2) SHOOTING: roll a single death dice per file to shoot and read the results directly from the dice. So shooting is very fast in MeG. Just try to find good targets for your best shooters.
3) FIGHTING: roll death dice against each other for combat and read the results directly from the dice. So combat is just a bigger version of the head-to-head fight between files you saw above. Just try to get advantaged combats where you keep your opponent on white dice. And try to get any S specials for your troops to work well.
4) MORALE: roll skull dice against the enemy for morale effects and read the results directly from the dice.
The beauty of the system is that you apply very little brain energy to outcomes, so most of your energy goes onto (1) which is you being a general. You spend 80% of your time on the decisions of the army commander and 20% working out the outcome, not the other way around. Of course, your real success in shooting and fighting is more driven by making good decisions in movement than the luck of the dice. So really it is all about the decisions you make as the army commander on the prompted action table. The buck stops with you!

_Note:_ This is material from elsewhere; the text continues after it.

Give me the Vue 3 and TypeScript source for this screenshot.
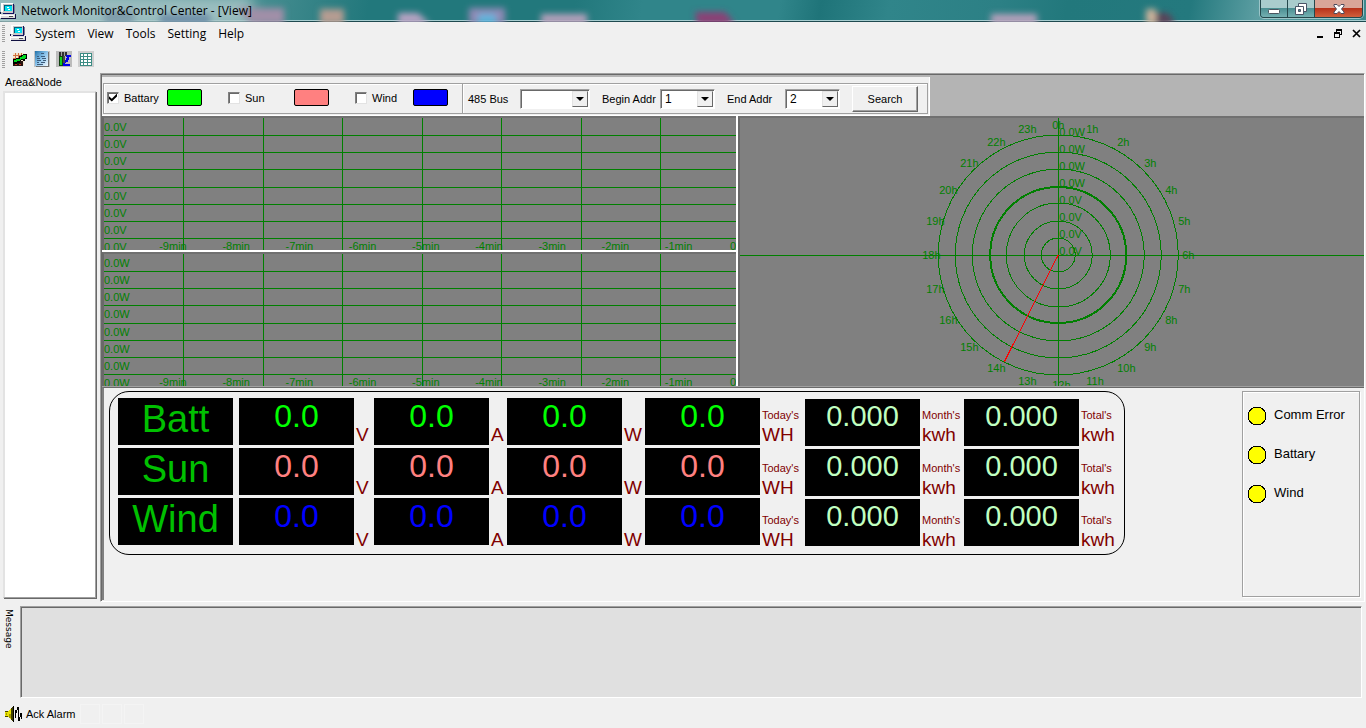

Now you have the essence of MeG you are ready to dive into its world in all its death and glory. All you will find is a lot of variation of troops, and scale added to the basics where you play with 10-20 ‘units’ with widely varying characteristics, and thereby the subtlety of the alternating action system will come to life as you have to decide who to prompt when. Enjoy. Over a 1000 players are saying it’s proving very historical and a lot of fun.